Planet Drum meets up with Bioregionalistas for an interactive class in the greenhouse.

October 1-5, 2007

This week marked a turning point in volunteer presence. For the past two months we’ve been getting by with one, two or at most three steady volunteers, but that’s all changing as of now. For some reason August and September have been the slowest so far. But this week, four new volunteers showed up, and we’re scheduled to be more or less full (the house holds six volunteers) for the foreseeable future.

Over the weekend, the first of the new batch of volunteers, Cori, arrived. On Monday I had to take a trip to Manta to renew my visa. While away, the remaining crew headed to the greenhouse, where they finished transplanting a seed bed of baby Ceibo trees. They also did more work on the Algarobo trees, refilling the three-liter bottles with fresh soil.

Tuesday we hitched a ride with Ricardito to his farm. On the way, more Pechiche saplings were transplanted from a construction lot in El Astillero. The Bosque Encantado revegetation site was watered while at Ricardito’s farm and Samango seeds were collected from a large tree. The seeds pods were ready, brown with rattling seeds inside, and they were pulled directly from the lowest branches of the tree to minimize insect damage. From there we moved on to the greenhouse with the transplanted Pechiche’s to plant them into three-liter bottles.

On Wednesday the Maria Dolores and Don Pepe sites were watered. In the afternoon, Darline, from Belgium, arrived. Darline will be spending the next three or four months with us. That evening it drizzled a bit.
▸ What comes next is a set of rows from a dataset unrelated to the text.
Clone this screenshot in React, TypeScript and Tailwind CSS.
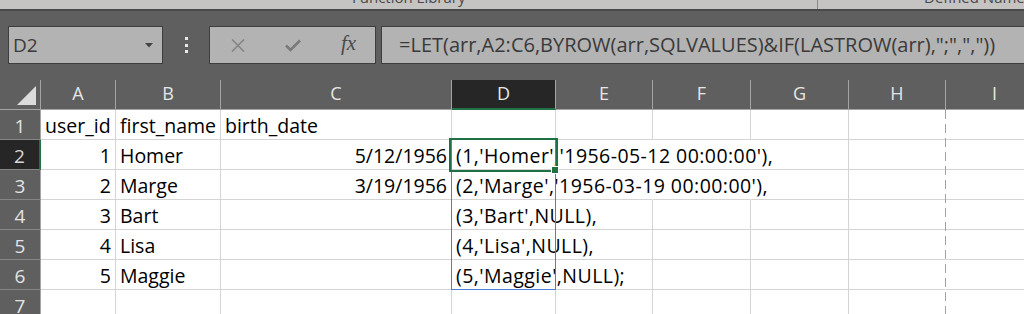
import React from "react";

const colWidths = ["w-[75px]", "w-[105px]", "w-[231px]", "w-[104px]", "w-[97px]", "w-[98px]", "w-[98px]", "w-[97px]", "w-[98px]"];
const letters = ["A", "B", "C", "D", "E", "F", "G", "H", "I"];

type Cell = { t?: string; right?: boolean; spill?: boolean };

const rows: Cell[][] = [
  [{ t: "user_id" }, { t: "first_name" }, { t: "birth_date" }, {}, {}, {}, {}, {}, {}],
  [{ t: "1", right: true }, { t: "Homer" }, { t: "5/12/1956", right: true }, { t: "(1,'Homer','1956-05-12 00:00:00'),", spill: true }, {}, {}, {}, {}, {}],
  [{ t: "2", right: true }, { t: "Marge" }, { t: "3/19/1956", right: true }, { t: "(2,'Marge','1956-03-19 00:00:00'),", spill: true }, {}, {}, {}, {}, {}],
  [{ t: "3", right: true }, { t: "Bart" }, {}, { t: "(3,'Bart',NULL),", spill: true }, {}, {}, {}, {}, {}],
  [{ t: "4", right: true }, { t: "Lisa" }, {}, { t: "(4,'Lisa',NULL),", spill: true }, {}, {}, {}, {}, {}],
  [{ t: "5", right: true }, { t: "Maggie" }, {}, { t: "(5,'Maggie',NULL);", spill: true }, {}, {}, {}, {}, {}],
  [{}, {}, {}, {}, {}, {}, {}, {}, {}],
];

function cellBorder(r: number, c: number): string {
  // hide vertical gridlines where long text overflows (rows 2 and 3 over E and F)
  if ((r === 1 || r === 2) && (c === 4 || c === 5)) return "border-r-white";
  if (c === 7) return "border-r-transparent";
  return "border-r-[#d4d4d4]";
}

export default function App() {
  return (
    <div className="w-[1024px] h-[314px] overflow-hidden bg-[#5f5f5f] font-['Open_Sans',sans-serif] select-none">
      {/* ribbon strip */}
      <div className="h-[9px] bg-[#c6c4c2] flex overflow-hidden">
        <div className="w-[817px] pl-[352px] shrink-0">
          <span className="block text-[15px] leading-none -mt-[10px] text-[#4a4a4a] whitespace-nowrap">Function Library</span>
        </div>
        <div className="w-px bg-[#8c8a88] shrink-0" />
        <div className="pl-[106px] shrink-0">
          <span className="block text-[15px] leading-none -mt-[10px] text-[#4a4a4a] whitespace-nowrap">Defined Names</span>
        </div>
      </div>
      <div className="h-[2px] bg-[#4a4a4a]" />

      {/* formula bar */}
      <div className="flex pt-[15px] h-[69px]">
        <div className="ml-[8px] w-[155px] h-[38px] bg-[#b3b3b3] border border-[#3e3e3e] flex items-center justify-between pl-[4px] pr-[9px] shrink-0">
          <span className="text-[19px] text-[#3a3a3a] leading-none">D2</span>
          <svg width="8" height="5" viewBox="0 0 8 5">
            <path d="M0 0H8L4 4.5Z" fill="#444" />
          </svg>
        </div>
        <div className="w-[46px] h-[38px] flex flex-col items-center justify-center gap-[3.5px] shrink-0 pl-[1px]">
          <div className="w-[3px] h-[3px] bg-[#e8e8e8]" />
          <div className="w-[3px] h-[3px] bg-[#e8e8e8]" />
          <div className="w-[3px] h-[3px] bg-[#e8e8e8]" />
        </div>
        <div className="w-[167px] h-[38px] bg-[#b3b3b3] border border-[#3e3e3e] flex items-center shrink-0">
          <svg className="ml-[21px]" width="14" height="13" viewBox="0 0 14 13">
            <path d="M1 0.5L13 12.5M13 0.5L1 12.5" stroke="#858585" strokeWidth="1.6" />
          </svg>
          <svg className="ml-[40px]" width="16" height="13" viewBox="0 0 16 13">
            <path d="M1 6.5L5.5 11L15 1.5" stroke="#7a7a7a" strokeWidth="2.6" fill="none" />
          </svg>
          <span className="ml-[40px] text-[21px] leading-none italic text-[#4a4a4a] font-['Liberation_Serif',serif] -mt-[3px]">fx</span>
        </div>
        <div className="ml-[5px] flex-1 h-[38px] bg-[#b3b3b3] border border-[#3e3e3e] border-r-0 flex items-center pl-[17px] overflow-hidden">
          <span className="text-[20px] text-[#3a3a3a] whitespace-nowrap leading-none">
            =LET(arr,A2:C6,BYROW(arr,SQLVALUES)&amp;IF(LASTROW(arr),";",","))
          </span>
        </div>
      </div>

      {/* grid */}
      <div className="relative w-[1044px]">
        {/* column headers */}
        <div className="flex h-[30px]">
          <div className="w-[41px] h-[30px] border-r border-r-[#a4a4a4] border-b border-b-[#a4a4a4] flex items-end justify-end pr-[4px] pb-[4px] shrink-0">
            <svg width="19" height="19" viewBox="0 0 19 19">
              <path d="M19 0V19H0Z" fill="#dcdcdc" />
            </svg>
          </div>
          {letters.map((l, i) => (
            <div
              key={l}
              className={`${colWidths[i]} h-[30px] shrink-0 flex items-center justify-center text-[18px] text-[#e6e6e6] border-r border-r-[#a4a4a4] ${
                i === 3 ? "bg-[#262626] border-b-2 border-b-[#217346]" : "border-b border-b-[#a4a4a4]"
              }`}
            >
              <span className="-mt-[2px]">{l}</span>
            </div>
          ))}
        </div>

        {/* rows */}
        {rows.map((row, r) => (
          <div key={r} className="flex h-[30px]">
            <div
              className={`w-[41px] h-[30px] shrink-0 flex items-end justify-center text-[19px] leading-[26px] border-b border-b-[#858585] ${
                r === 1 ? "bg-[#262626] text-[#d8d8d8] border-r-2 border-r-[#217346]" : "text-[#e4e4e4] border-r border-r-[#a4a4a4]"
              }`}
            >
              {r + 1}
            </div>
            {row.map((cell, c) => (
              <div
                key={c}
                className={`${colWidths[c]} h-[30px] shrink-0 bg-white border-b border-b-[#d4d4d4] border-r ${cellBorder(r, c)} flex items-end text-[19.5px] leading-[26px] text-black px-[4px] ${
                  cell.right ? "justify-end" : "justify-start"
                } ${cell.spill ? "overflow-visible" : "overflow-hidden"}`}
              >
                {cell.t && (
                  <span className={`whitespace-nowrap ${cell.spill ? "relative z-10 tracking-[0.45px]" : ""}`}>{cell.t}</span>
                )}
              </div>
            ))}
          </div>
        ))}

        {/* page break dashed line */}
        <div className="absolute left-[945px] top-[30px] w-px h-[220px] z-20 bg-[repeating-linear-gradient(to_bottom,#a2a2a2_0px,#a2a2a2_9px,transparent_9px,transparent_14px)]" />
        {/* selected range */}
        <div className="absolute left-[451px] top-[59px] w-[105px] h-[151px] border border-[#4a7ed8] z-20 pointer-events-none" />
        {/* active cell */}
        <div className="absolute left-[449px] top-[58px] w-[109px] h-[34px] border-2 border-[#1e7145] z-30 pointer-events-none" />
        {/* fill handle */}
        <div className="absolute left-[551px] top-[86px] w-[8px] h-[8px] bg-[#1e7145] border border-white z-40" />
      </div>
    </div>
  );
}
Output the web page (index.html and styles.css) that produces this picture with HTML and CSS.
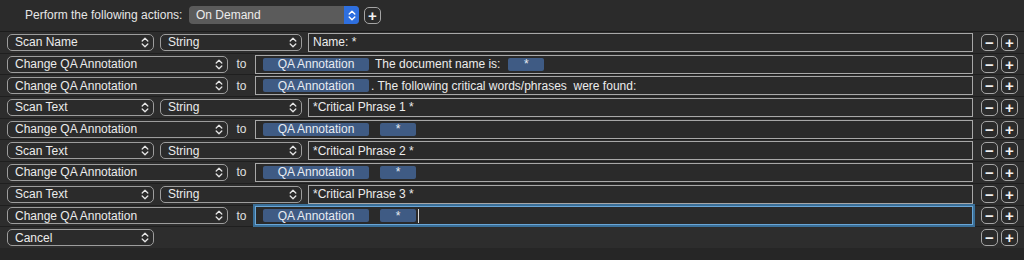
FILE: index.html
```html
<!DOCTYPE html>
<html>
<head>
<meta charset="utf-8">
<link rel="stylesheet" href="styles.css">
</head>
<body>
<div class="win">
  <div class="header">
    <span class="hlabel">Perform the following actions:</span>
    <div class="hpopup"><span class="htext">On Demand</span><span class="hchev"><svg width="8" height="11" viewBox="0 0 8 11"><path d="M1.2 4 L4 1.3 L6.8 4 M1.2 7 L4 9.7 L6.8 7" fill="none" stroke="#fff" stroke-width="1.4" stroke-linecap="round" stroke-linejoin="round"/></svg></span></div>
    <div class="sbtn">+</div>
  </div>
  <div class="rows">
    <div class="row">
      <div class="popup w1"><span>Scan Name</span><svg class="chev" width="8" height="11" viewBox="0 0 8 11"><path d="M1.2 4 L4 1.3 L6.8 4 M1.2 7 L4 9.7 L6.8 7" fill="none" stroke="#e6e6e6" stroke-width="1.3" stroke-linecap="round" stroke-linejoin="round"/></svg></div>
      <div class="popup w2"><span>String</span><svg class="chev" width="8" height="11" viewBox="0 0 8 11"><path d="M1.2 4 L4 1.3 L6.8 4 M1.2 7 L4 9.7 L6.8 7" fill="none" stroke="#e6e6e6" stroke-width="1.3" stroke-linecap="round" stroke-linejoin="round"/></svg></div>
      <div class="field tf">Name: *</div>
      <div class="btns"><div class="sbtn">−</div><div class="sbtn">+</div></div>
    </div>
    <div class="row">
      <div class="popup w3"><span>Change QA Annotation</span><svg class="chev" width="8" height="11" viewBox="0 0 8 11"><path d="M1.2 4 L4 1.3 L6.8 4 M1.2 7 L4 9.7 L6.8 7" fill="none" stroke="#e6e6e6" stroke-width="1.3" stroke-linecap="round" stroke-linejoin="round"/></svg></div>
      <span class="to">to</span>
      <div class="field tk"><span class="token t1">QA Annotation</span><span class="txt">The document name is:</span><span class="token t2 tgap">*</span></div>
      <div class="btns"><div class="sbtn">−</div><div class="sbtn">+</div></div>
    </div>
    <div class="row">
      <div class="popup w3"><span>Change QA Annotation</span><svg class="chev" width="8" height="11" viewBox="0 0 8 11"><path d="M1.2 4 L4 1.3 L6.8 4 M1.2 7 L4 9.7 L6.8 7" fill="none" stroke="#e6e6e6" stroke-width="1.3" stroke-linecap="round" stroke-linejoin="round"/></svg></div>
      <span class="to">to</span>
      <div class="field tk"><span class="token t1">QA Annotation</span><span class="txt tight">. The following critical words/phrases &nbsp;were found:</span></div>
      <div class="btns"><div class="sbtn">−</div><div class="sbtn">+</div></div>
    </div>
    <div class="row">
      <div class="popup w1"><span>Scan Text</span><svg class="chev" width="8" height="11" viewBox="0 0 8 11"><path d="M1.2 4 L4 1.3 L6.8 4 M1.2 7 L4 9.7 L6.8 7" fill="none" stroke="#e6e6e6" stroke-width="1.3" stroke-linecap="round" stroke-linejoin="round"/></svg></div>
      <div class="popup w2"><span>String</span><svg class="chev" width="8" height="11" viewBox="0 0 8 11"><path d="M1.2 4 L4 1.3 L6.8 4 M1.2 7 L4 9.7 L6.8 7" fill="none" stroke="#e6e6e6" stroke-width="1.3" stroke-linecap="round" stroke-linejoin="round"/></svg></div>
      <div class="field tf">*Critical Phrase 1 *</div>
      <div class="btns"><div class="sbtn">−</div><div class="sbtn">+</div></div>
    </div>
    <div class="row">
      <div class="popup w3"><span>Change QA Annotation</span><svg class="chev" width="8" height="11" viewBox="0 0 8 11"><path d="M1.2 4 L4 1.3 L6.8 4 M1.2 7 L4 9.7 L6.8 7" fill="none" stroke="#e6e6e6" stroke-width="1.3" stroke-linecap="round" stroke-linejoin="round"/></svg></div>
      <span class="to">to</span>
      <div class="field tk"><span class="token t1">QA Annotation</span><span class="token t2 tgap2">*</span></div>
      <div class="btns"><div class="sbtn">−</div><div class="sbtn">+</div></div>
    </div>
    <div class="row">
      <div class="popup w1"><span>Scan Text</span><svg class="chev" width="8" height="11" viewBox="0 0 8 11"><path d="M1.2 4 L4 1.3 L6.8 4 M1.2 7 L4 9.7 L6.8 7" fill="none" stroke="#e6e6e6" stroke-width="1.3" stroke-linecap="round" stroke-linejoin="round"/></svg></div>
      <div class="popup w2"><span>String</span><svg class="chev" width="8" height="11" viewBox="0 0 8 11"><path d="M1.2 4 L4 1.3 L6.8 4 M1.2 7 L4 9.7 L6.8 7" fill="none" stroke="#e6e6e6" stroke-width="1.3" stroke-linecap="round" stroke-linejoin="round"/></svg></div>
      <div class="field tf">*Critical Phrase 2 *</div>
      <div class="btns"><div class="sbtn">−</div><div class="sbtn">+</div></div>
    </div>
    <div class="row">
      <div class="popup w3"><span>Change QA Annotation</span><svg class="chev" width="8" height="11" viewBox="0 0 8 11"><path d="M1.2 4 L4 1.3 L6.8 4 M1.2 7 L4 9.7 L6.8 7" fill="none" stroke="#e6e6e6" stroke-width="1.3" stroke-linecap="round" stroke-linejoin="round"/></svg></div>
      <span class="to">to</span>
      <div class="field tk"><span class="token t1">QA Annotation</span><span class="token t2 tgap2">*</span></div>
      <div class="btns"><div class="sbtn">−</div><div class="sbtn">+</div></div>
    </div>
    <div class="row">
      <div class="popup w1"><span>Scan Text</span><svg class="chev" width="8" height="11" viewBox="0 0 8 11"><path d="M1.2 4 L4 1.3 L6.8 4 M1.2 7 L4 9.7 L6.8 7" fill="none" stroke="#e6e6e6" stroke-width="1.3" stroke-linecap="round" stroke-linejoin="round"/></svg></div>
      <div class="popup w2"><span>String</span><svg class="chev" width="8" height="11" viewBox="0 0 8 11"><path d="M1.2 4 L4 1.3 L6.8 4 M1.2 7 L4 9.7 L6.8 7" fill="none" stroke="#e6e6e6" stroke-width="1.3" stroke-linecap="round" stroke-linejoin="round"/></svg></div>
      <div class="field tf">*Critical Phrase 3 *</div>
      <div class="btns"><div class="sbtn">−</div><div class="sbtn">+</div></div>
    </div>
    <div class="row">
      <div class="popup w3"><span>Change QA Annotation</span><svg class="chev" width="8" height="11" viewBox="0 0 8 11"><path d="M1.2 4 L4 1.3 L6.8 4 M1.2 7 L4 9.7 L6.8 7" fill="none" stroke="#e6e6e6" stroke-width="1.3" stroke-linecap="round" stroke-linejoin="round"/></svg></div>
      <span class="to">to</span>
      <div class="field tk focus"><span class="token t1">QA Annotation</span><span class="token t2 tgap2">*</span><span class="caret"></span></div>
      <div class="btns"><div class="sbtn">−</div><div class="sbtn">+</div></div>
    </div>
    <div class="row last">
      <div class="popup w1"><span>Cancel</span><svg class="chev" width="8" height="11" viewBox="0 0 8 11"><path d="M1.2 4 L4 1.3 L6.8 4 M1.2 7 L4 9.7 L6.8 7" fill="none" stroke="#e6e6e6" stroke-width="1.3" stroke-linecap="round" stroke-linejoin="round"/></svg></div>
      <div class="spacer"></div>
      <div class="btns"><div class="sbtn">−</div><div class="sbtn">+</div></div>
    </div>
  </div>
</div>
</body>
</html>
```

FILE: styles.css
```css
* { box-sizing: border-box; }
html, body { margin: 0; padding: 0; }
body {
  width: 1024px;
  height: 260px;
  background: #262626;
  font-family: "Liberation Sans", Arial, sans-serif;
  font-size: 12px;
  color: #e4e4e4;
  overflow: hidden;
}
.win { display: flex; flex-direction: column; }
.header {
  height: 32px;
  background: #2b2b2b;
  display: flex;
  align-items: center;
  padding-left: 25px;
  padding-bottom: 1px;
  border-bottom: 1px solid #1c1c1c;
}
.hlabel { width: 164px; color: #e6e6e6; }
.hpopup {
  width: 170px;
  height: 18px;
  background: #5b5b5b;
  border-radius: 4px;
  display: flex;
  align-items: center;
  overflow: hidden;
}
.htext { flex: 1; padding-left: 7px; color: #ececec; }
.hchev {
  width: 15px;
  height: 18px;
  background: #2e6fdf;
  display: flex;
  align-items: center;
  justify-content: center;
}
.header .sbtn { margin-left: 5px; }
.rows { display: flex; flex-direction: column; }
.row {
  height: 21.7px;
  display: flex;
  align-items: center;
  padding-left: 7px;
  padding-right: 6px;
  background: #2d2d2d;
  border-bottom: 1px solid #1f1f1f;
}
.row.last { border-bottom: none; height: 21px; }
.popup {
  height: 17px;
  border: 1px solid #9d9d9d;
  border-radius: 5px;
  display: flex;
  align-items: center;
  justify-content: space-between;
  padding: 0 4px 0 7px;
  background: #2b2b2b;
  color: #ececec;
}
.w1 { width: 147px; }
.w2 { width: 142px; margin-left: 6px; }
.w3 { width: 221px; }
.chev { display: block; }
.to { width: 27px; text-align: center; color: #e0e0e0; }
.field {
  flex: 1;
  height: 19px;
  border: 1px solid #a8a8a8;
  background: #2a2a2a;
  display: flex;
  align-items: center;
  margin-right: 8px;
}
.tf { margin-left: 6px; padding-left: 4px; color: #ececec; }
.tk { padding-left: 7px; }
.focus {
  border: 1px solid #6aa6d6;
  box-shadow: 0 0 0 2px #3a6f98;
  height: 19px;
}
.token {
  height: 13px;
  background: #3f5b84;
  border-radius: 2px;
  display: flex;
  align-items: center;
  justify-content: center;
  color: #e8ecf2;
}
.t1 { width: 106px; }
.t2 { width: 36px; }
.tgap { margin-left: 0; }
.tgap2 { margin-left: 11px; }
.txt { padding: 0 8px 0 6px; color: #ececec; }
.txt.tight { padding-left: 2px; }
.caret { width: 1px; height: 14px; background: #d8d8d8; margin-left: 2px; }
.spacer { flex: 1; }
.btns { display: flex; gap: 3px; }
.sbtn {
  width: 17px;
  height: 17px;
  border: 1px solid #a5a5a5;
  border-radius: 5px;
  display: flex;
  align-items: center;
  justify-content: center;
  font-size: 15px;
  font-weight: bold;
  color: #f2f2f2;
  line-height: 1;
  background: #2b2b2b;
}
```
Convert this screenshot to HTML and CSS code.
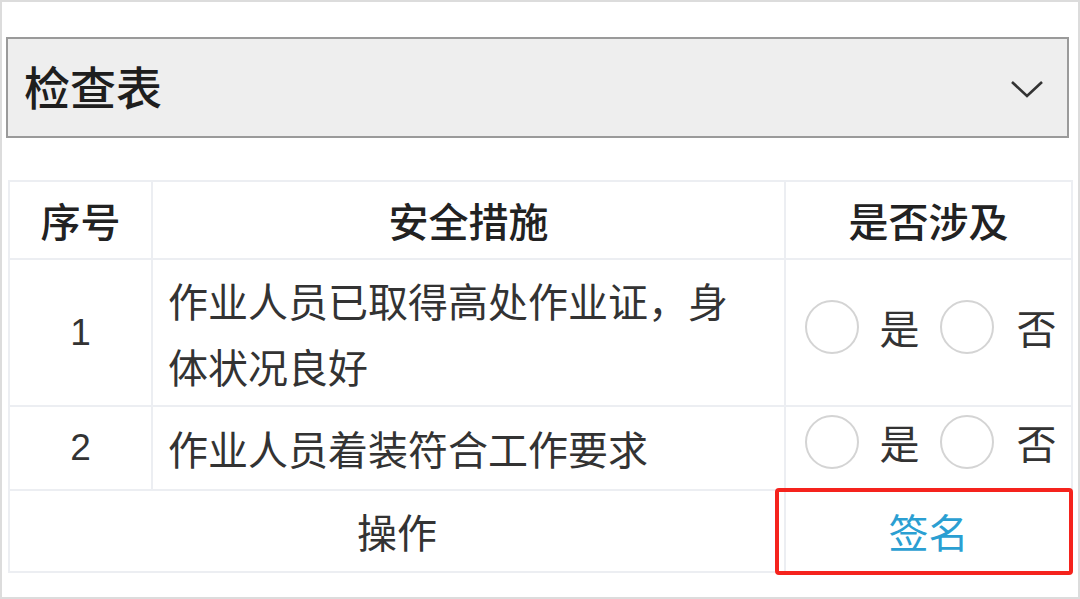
FILE: index.html
```html
<!DOCTYPE html>
<html lang="zh-CN">
<head>
<meta charset="utf-8">
<link rel="stylesheet" href="styles.css">
</head>
<body>
<div class="frame">
  <div class="select">
    <span class="select-label">检查表</span>
    <svg class="chevron" width="34" height="20" viewBox="0 0 34 20"><path d="M2 3 L17 17 L32 3" fill="none" stroke="#333" stroke-width="2.6"/></svg>
  </div>
  <div class="table-wrap">
    <table class="check">
      <colgroup>
        <col class="c-no">
        <col class="c-item">
        <col class="c-opt">
      </colgroup>
      <thead>
        <tr><th>序号</th><th>安全措施</th><th>是否涉及</th></tr>
      </thead>
      <tbody>
        <tr>
          <td class="num">1</td>
          <td class="item">作业人员已取得高处作业证，身<br>体状况良好</td>
          <td class="opt"><span class="radios"><span class="radio"></span><span class="rl">是</span><span class="radio"></span><span class="rl">否</span></span></td>
        </tr>
        <tr>
          <td class="num">2</td>
          <td class="item">作业人员着装符合工作要求</td>
          <td class="opt"><span class="radios"><span class="radio"></span><span class="rl">是</span><span class="radio"></span><span class="rl">否</span></span></td>
        </tr>
        <tr class="actions">
          <td colspan="2" class="op">操作</td>
          <td class="sign">签名</td>
        </tr>
      </tbody>
    </table>
    <div class="highlight"></div>
  </div>
</div>
</body>
</html>
```
FILE: styles.css
```css
html, body {
  margin: 0;
  padding: 0;
  background: #fff;
}
body {
  font-family: "Noto Sans CJK SC", "Noto Sans", sans-serif;
  color: #333;
}
.frame {
  box-sizing: border-box;
  width: 1080px;
  height: 599px;
  border: 2px solid #dcdcdc;
  padding: 35px 9px 0 4px;
}
.select {
  box-sizing: border-box;
  height: 101px;
  border: 2px solid #9a9a9a;
  background: #eeeeee;
  display: flex;
  align-items: center;
  justify-content: space-between;
  padding: 0 23px 0 16px;
}
.select-label {
  font-size: 46px;
  font-weight: 500;
  color: #1e1e1e;
  margin-bottom: 6px;
}
.chevron {
  margin-top: 2px;
}
.table-wrap {
  position: relative;
  margin: 42px 0 0 2px;
  width: 1063px;
}
.check {
  width: 1063px;
  border-collapse: collapse;
  table-layout: fixed;
  border: 2px solid #eceef2;
}
.c-no { width: 143px; }
.c-item { width: 633px; }
.c-opt { width: 287px; }
.check th, .check td {
  border: 2px solid #eceef2;
  padding: 0;
  font-size: 40px;
}
.check th {
  height: 76px;
  font-weight: 500;
  color: #222;
  text-align: center;
}
.check td.num {
  text-align: center;
  font-family: "Liberation Sans", "Noto Sans CJK SC", sans-serif;
  font-size: 37px;
  color: #333;
}
.check td.item {
  padding: 7px 10px 6px 15px;
  line-height: 66px;
  color: #333;
}
.check tbody tr:nth-child(2) td.item {
  padding-top: 8px;
  padding-bottom: 8px;
}
.check td.opt {
  text-align: center;
  vertical-align: middle;
  padding-left: 4px;
}
.radios {
  display: inline-flex;
  align-items: center;
}
.radio {
  box-sizing: border-box;
  width: 54px;
  height: 54px;
  border: 2px solid #d4d4d4;
  border-radius: 50%;
  background: #fff;
}
.rl {
  font-size: 40px;
  color: #333;
  margin: 0 20px 0 21px;
  line-height: 1;
}
.rl:last-child {
  margin-right: 0;
  margin-left: 23px;
}
.actions td {
  height: 80px;
  text-align: center;
}
.check td.op {
  color: #333;
}
.check td.sign {
  color: #2b9fd2;
}
.highlight {
  position: absolute;
  left: 767px;
  top: 308px;
  width: 298px;
  height: 87px;
  box-sizing: border-box;
  border: 4px solid #f5231d;
  border-radius: 4px;
}
```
Thursday we headed to the Bosque en Medio de las Ruinas and La Cruz sites to water there. In the afternoon, cleanup around the house was done. That night Barbie and Lauren showed up for a one month volunteering stint.

Friday morning the El Toro revegetation site was watered. In the afternoon, the Planet Drum family went to the greenhouse where we met up with the Bioregionalistas for an interactive class. With their help all the compost was turned, the Samango seeds were removed from their pods, and some Guachepeli saplings were transplanted from seedbeds. Also a seed bed with a couple hundred Algarobo seeds got planted and all the plants were watered. It was a great afternoon with the students and everyone had a lot of fun.